In my vision, the daughters of humans become daughters of God. Why? At the Synod of Macon in 585, the question of whether or not women would have to be transformed into men during the resurrection of the flesh, so that they could enter Paradise, was discussed. On the same occasion, it was found that:

  “mulierem hominem vocitari non posse”

“Women could not be called human beings.” If they were not human, they belonged to the sphere of the animal or of the harmful supernatural.

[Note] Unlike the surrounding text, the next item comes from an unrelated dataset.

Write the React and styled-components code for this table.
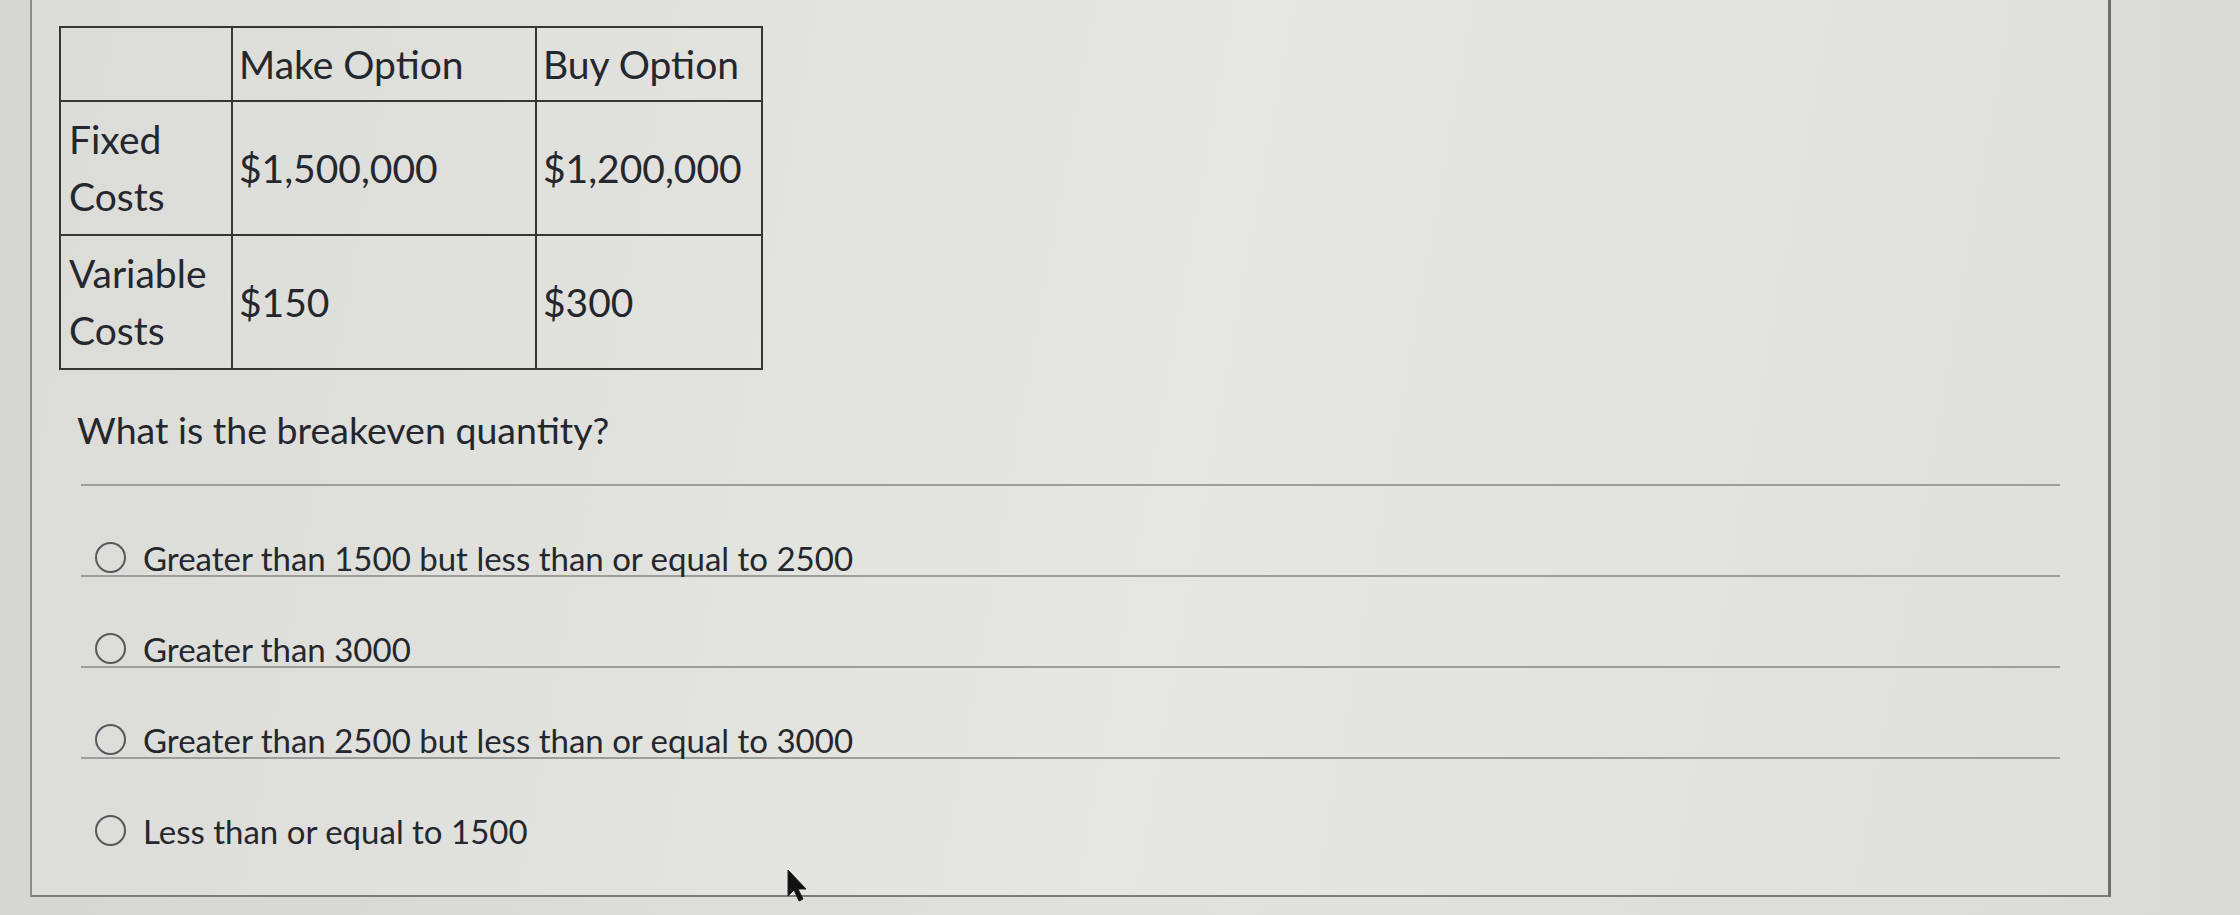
import React from "react";
import styled, { createGlobalStyle } from "styled-components";

const GlobalStyle = createGlobalStyle`
  html, body {
    margin: 0;
    padding: 0;
    background: #d8d8d4;
    font-family: Lato, "Open Sans", sans-serif;
    color: #24272d;
  }
`;

const Page = styled.div`
  position: relative;
  width: 2240px;
  height: 915px;
  overflow: hidden;
  background: linear-gradient(90deg, #d6d6d2 0%, #dcdcd8 30%, #e1e1de 55%, #dadad6 100%);
  padding-left: 30px;
  box-sizing: border-box;
`;

const Card = styled.div`
  position: relative;
  width: 2081px;
  height: 897px;
  box-sizing: border-box;
  border-left: 2px solid #8c8c8a;
  border-right: 3px solid #6f6f6f;
  border-bottom: 2px solid #7c7c7b;
  background: linear-gradient(100deg, #dbdbd7 0%, #e2e2df 35%, #e6e6e3 55%, #dfdfdb 100%);
  padding: 26px 0 0 27px;
`;

const Table = styled.table`
  border-collapse: collapse;
  font-size: 39px;
  line-height: 57px;
  color: #24272d;
  td {
    border: 2.5px solid #363636;
    vertical-align: middle;
    padding: 0 6px;
  }
`;

const HeadCell = styled.td`
  width: ${(p) => p.$w}px;
  height: 72px;
`;

const LabelCell = styled.td`
  width: 154px;
  height: 124px;
  padding: 4px 8px !important;
`;

const Question = styled.div`
  margin: 38px 0 0 18px;
  font-size: 37.5px;
  line-height: 44px;
  color: #24272d;
`;

const Options = styled.div`
  margin: 32px 0 0 22px;
  width: 1979px;
`;

const Option = styled.label`
  display: flex;
  align-items: center;
  gap: 17px;
  height: 91px;
  box-sizing: border-box;
  border-top: 2px solid #9d9d9b;
  padding: 54px 0 0 14px;
  font-size: 33px;
  line-height: 36px;
  color: #24272d;
`;

const Radio = styled.span`
  width: 27px;
  height: 27px;
  border-radius: 50%;
  border: 2.5px solid #55585c;
  flex: none;
`;

const Cursor = styled.svg`
  position: absolute;
  left: 786px;
  top: 868px;
`;

const options = [
  "Greater than 1500 but less than or equal to 2500",
  "Greater than 3000",
  "Greater than 2500 but less than or equal to 3000",
  "Less than or equal to 1500",
];

export default function App() {
  return (
    <>
      <GlobalStyle />
      <Page>
        <Card>
          <Table>
            <tbody>
              <tr>
                <HeadCell $w={154}></HeadCell>
                <HeadCell $w={290}>Make Option</HeadCell>
                <HeadCell $w={212}>Buy Option</HeadCell>
              </tr>
              <tr>
                <LabelCell>Fixed Costs</LabelCell>
                <td>$1,500,000</td>
                <td>$1,200,000</td>
              </tr>
              <tr>
                <LabelCell>Variable Costs</LabelCell>
                <td>$150</td>
                <td>$300</td>
              </tr>
            </tbody>
          </Table>
          <Question>What is the breakeven quantity?</Question>
          <Options>
            {options.map((o) => (
              <Option key={o}>
                <Radio />
                {o}
              </Option>
            ))}
          </Options>
        </Card>
        <Cursor width="24" height="36" viewBox="0 0 24 36">
          <path d="M2 2 L2 28 L8 22 L13 33 L17 31 L12 21 L20 21 Z" fill="#111" stroke="#222" strokeWidth="1" />
        </Cursor>
      </Page>
    </>
  );
}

My work is an exploration of the feminine vs. masculine in the light of norm, deviation and otherness. Following Aristotle and later Galen, the “one sex model” implied (beginning with Antiquity, through the Middle Ages and until the eighteenth century) that the woman was an “inverted” or a “lesser” man. Her anatomy, an inverse equivalent of the male anatomy, was thought to justify her submission to the man. The feminine was, according to Thomas Laqueur, for a long time in history the inferior, the abnormal and the evil — in other words “the perennial other” — while the masculine was associated with authority and with the divine.

Transmutation
2022

mixed media
64 cm x 45 cm

Transmutation 1, diptych, 2022
Transmutation 2

The alchemical tradition is a treasure trove of ideas, images and stories. Its allegories of human existence and development, such as the Great Work (opus magnum) or the Mystical Wedding depict the journey from operational to speculative alchemy and express the transformative potential of each individual. Art in itself allows for transformation, the artistic work process being like a retort where different and sometimes antagonist “inner substances” melt and a new form and meaning is created.

In the alchemical process the mineral, plant and animal/human realms come together as a manifestation of a single divine substance. In my drawings, I explore such ancient animistic thought patterns and try to find their visual correlate, while in my performances, I am looking for a symbolic, action-based equivalent to them.